This past Saturday, just past midnight Beijing time, Laos launched its first telecommunications satellite, LaoSat 1. The take off, however, did not occur in Laos, but rather from a launchpad in Sichuan, as China's participation in the venture has been critical throughout. In addition to providing the facility — because Laos does not possess an aerospace industry of its own — the Chinese government also contributed the necessary technology for both design and development of the spacecraft.
In 2006, Laos tentatively began developing a potential satellite project, but did not do so in earnest until a suitable orbital slot became available three years later. Even after securing a position for the planned geosynchronous satellite, the need for investment capital loomed large. Laos has an annual GDP equivalent to US$11.77 billion, placing the landlocked nation's economy below those of all its geographic neighbors. As such, the space undertaking was deemed unaffordable and delayed until such time that outside funds could be secured. It was at this point Beijing stepped in, offering both financial and technological assistance.
Once an agreement was reached, the Export-Import Bank of China — or China Exim Bank — provided US$259 million in loans in exchange for a majority ownership stake in the final product. The bilateral agreement, published in a joint-press release following the launch, allocated 45 percent to the Laos government, with the controlling share going to a consortium of Chinese-owned companies. By securing a controlling stake of 55 percent, the Chinese government has likely ensured a long-term return on its investment via corporate and consumer licensing fees.
This is not an unusual action on the part of China Exim Bank.

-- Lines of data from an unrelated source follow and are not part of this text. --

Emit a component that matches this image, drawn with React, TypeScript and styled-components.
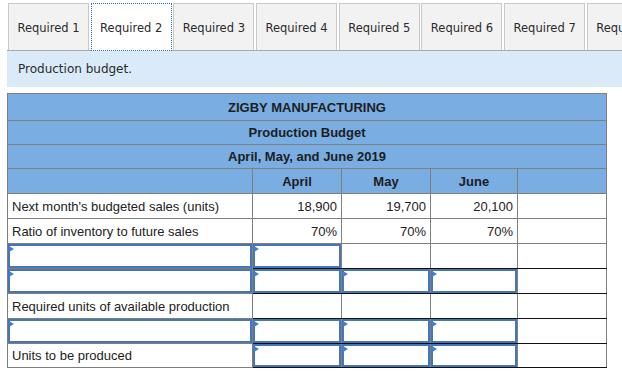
import React from 'react';
import styled, { createGlobalStyle } from 'styled-components';

const Global = createGlobalStyle`
  html, body { margin: 0; padding: 0; background: #fff; overflow: hidden; }
`;

const Page = styled.div`
  width: 622px;
  height: 375px;
  overflow: hidden;
  box-sizing: border-box;
  padding: 3px 0 0 7px;
`;

const TabStrip = styled.div`
  display: flex;
  gap: 1.7px;
  padding-left: 1px;
  height: 48px;
  box-sizing: border-box;
  border-bottom: 1px solid #a9a9a9;
`;

const Tab = styled.div<{ $active?: boolean }>`
  flex: 0 0 auto;
  width: 81px;
  height: ${(p) => (p.$active ? '48px' : '47px')};
  box-sizing: border-box;
  display: flex;
  align-items: center;
  justify-content: center;
  padding-top: 2px;
  font-family: 'DejaVu Sans', Verdana, sans-serif;
  font-size: 11.5px;
  color: #2a2a2a;
  background: ${(p) => (p.$active ? '#fff' : '#f2f2f2')};
  border: ${(p) => (p.$active ? '1px dotted #2f6cc0' : '1px solid #c9c9c9')};
  border-bottom: ${(p) => (p.$active ? '1px dotted #2f6cc0' : 'none')};
  position: relative;
  z-index: ${(p) => (p.$active ? 1 : 0)};
`;

const Panel = styled.div`
  height: 36px;
  background: #dbeaf8;
  display: flex;
  align-items: center;
  padding-left: 11px;
  font-family: 'DejaVu Sans', Verdana, sans-serif;
  font-size: 12px;
  color: #2a2a2a;
`;

const Table = styled.table`
  margin-top: 6px;
  border-collapse: collapse;
  table-layout: fixed;
  width: 599px;
  font-family: 'Liberation Sans', Arial, sans-serif;
  font-size: 13px;
  color: #222;
`;

const HeadCell = styled.td<{ $h: number }>`
  height: ${(p) => p.$h}px;
  padding: 0 4px;
  box-sizing: border-box;
  background: #7aade2;
  border: 1px solid #7f7f7f;
  font-weight: bold;
  text-align: center;
  color: #1d1d1d;
`;

const Cell = styled.td<{ $num?: boolean; $dark?: boolean; $h: number }>`
  height: ${(p) => p.$h}px;
  padding: 0 4px;
  box-sizing: border-box;
  background: #fff;
  border: 1px solid #7f7f7f;
  ${(p) => (p.$dark ? 'border-top-color: #111; border-bottom-color: #111;' : '')}
  text-align: ${(p) => (p.$num ? 'right' : 'left')};
  white-space: nowrap;
  position: relative;
`;

const InputBox = styled.div`
  position: absolute;
  inset: 0;
  border: 2px solid #4676b8;
  background: #fff;
  &::before {
    content: '';
    position: absolute;
    left: -1px;
    top: 0;
    border-left: 5px solid #3d80d6;
    border-top: 3.5px solid transparent;
    border-bottom: 3.5px solid transparent;
  }
`;

type Row = {
  label?: string;
  labelInput?: boolean;
  vals?: string[];
  inputs?: boolean[];
  dark?: boolean;
  h: number;
};

const rows: Row[] = [
  { label: "Next month's budgeted sales (units)", vals: ['18,900', '19,700', '20,100', ''], h: 25 },
  { label: 'Ratio of inventory to future sales', vals: ['70%', '70%', '70%', ''], h: 25 },
  { labelInput: true, inputs: [true, false, false, false], dark: true, h: 25 },
  { labelInput: true, inputs: [true, true, true, false], dark: true, h: 25 },
  { label: 'Required units of available production', inputs: [false, false, false, false], dark: true, h: 25 },
  { labelInput: true, inputs: [true, true, true, false], dark: true, h: 25 },
  { label: 'Units to be produced', inputs: [true, true, true, false], dark: true, h: 24 },
];

const tabs = ['Required 1', 'Required 2', 'Required 3', 'Required 4', 'Required 5', 'Required 6', 'Required 7', 'Required 8'];

export default function App() {
  return (
    <Page>
      <Global />
      <TabStrip>
        {tabs.map((t, i) => (
          <Tab key={t} $active={i === 1}>
            {t}
          </Tab>
        ))}
      </TabStrip>
      <Panel>Production budget.</Panel>
      <Table>
        <colgroup>
          <col style={{ width: 245 }} />
          <col style={{ width: 89 }} />
          <col style={{ width: 89 }} />
          <col style={{ width: 87 }} />
          <col style={{ width: 89 }} />
        </colgroup>
        <tbody>
          <tr>
            <HeadCell colSpan={5} $h={27}>ZIGBY MANUFACTURING</HeadCell>
          </tr>
          <tr>
            <HeadCell colSpan={5} $h={24}>Production Budget</HeadCell>
          </tr>
          <tr>
            <HeadCell colSpan={5} $h={24}>April, May, and June 2019</HeadCell>
          </tr>
          <tr>
            <HeadCell $h={25}></HeadCell>
            <HeadCell $h={25}>April</HeadCell>
            <HeadCell $h={25}>May</HeadCell>
            <HeadCell $h={25}>June</HeadCell>
            <HeadCell $h={25}></HeadCell>
          </tr>
          {rows.map((r, ri) => (
            <tr key={ri}>
              <Cell $h={r.h}>
                {r.labelInput ? <InputBox /> : r.label}
              </Cell>
              {[0, 1, 2, 3].map((ci) => (
                <Cell key={ci} $h={r.h} $num $dark={r.dark}>
                  {r.inputs && r.inputs[ci] ? <InputBox /> : r.vals ? r.vals[ci] : ''}
                </Cell>
              ))}
            </tr>
          ))}
        </tbody>
      </Table>
    </Page>
  );
}
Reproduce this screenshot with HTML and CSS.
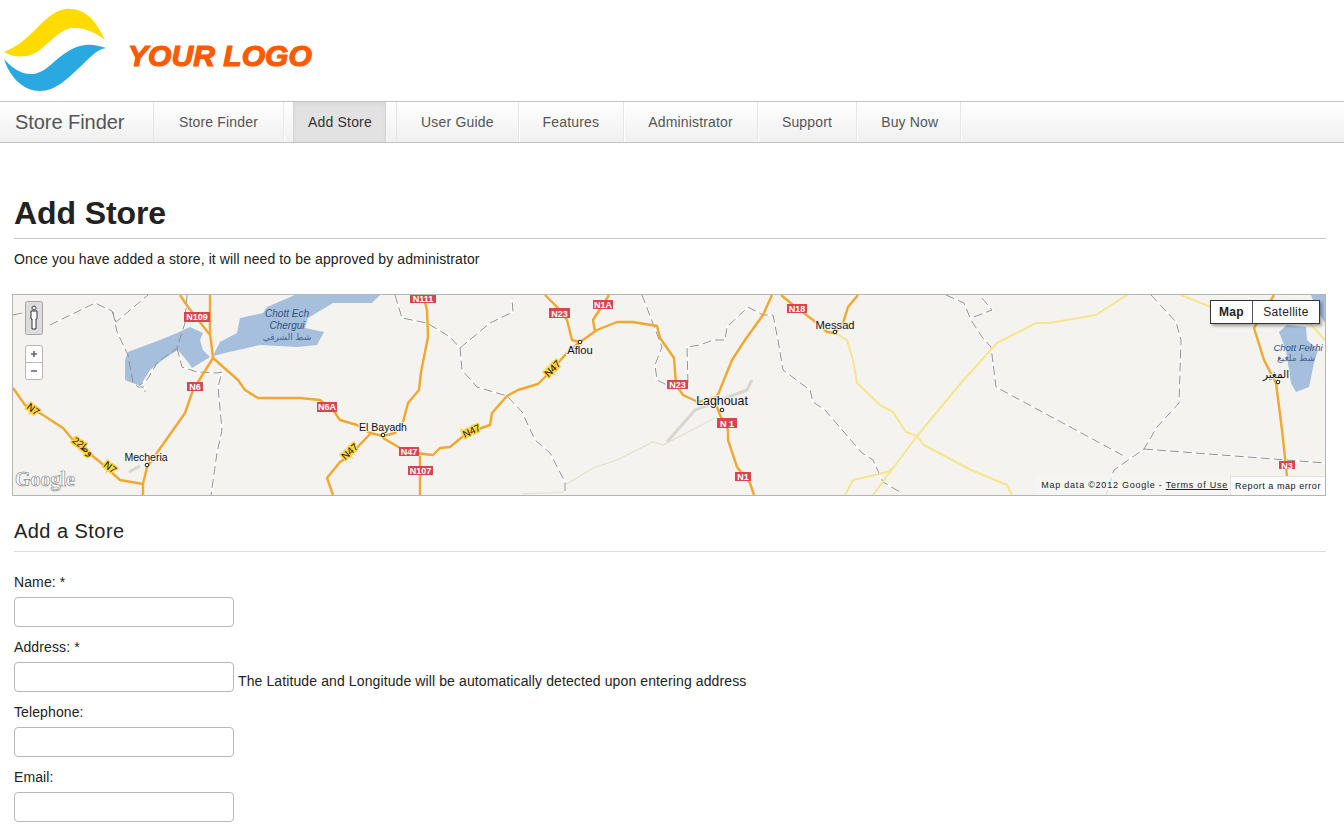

Established in 1994 and subordinate to the country's State Council, the institution is one of three major Chinese financial institutions designed "to implement state policies in industry, foreign trade, diplomacy, econom[ics], and provide financial support so as to promote the export of Chinese products and services." In this case, the bank has provided financial support in order to promote the export of telecommunications technology to its southern neighbor while also publicizing its space program.
Both the Laos and Chinese sides of the venture expressed pride in what they achieved, framing the cooperative effort in terms of future benefits to the people of Laos. In an announcement published by the state-owned Lao News Agency, Minister of Post and Telecommunications, Hiem Phommachanh, said:
LaoSat 1 will be very beneficial to our country because the majority of our country is mountainous. [It] will be used for many purposes, including distance education and medicine, telecommunications and internet links, as well as facilitating anti-disaster efforts.
Echoing such sentiments, Han Qingping, chairman of the China Asia-Pacific Mobile Telecom Satellite Company — which owns 35 percent of LaoSat 1 — stated:
Currently Laos can only use satellites rented from other countries. Now it has its own. People can enjoy more diversified TV programs. [Also], many mountainous areas in north Laos have no communication connections like this. With this new satellite, people living in the mountains can have a better understanding of the outside world.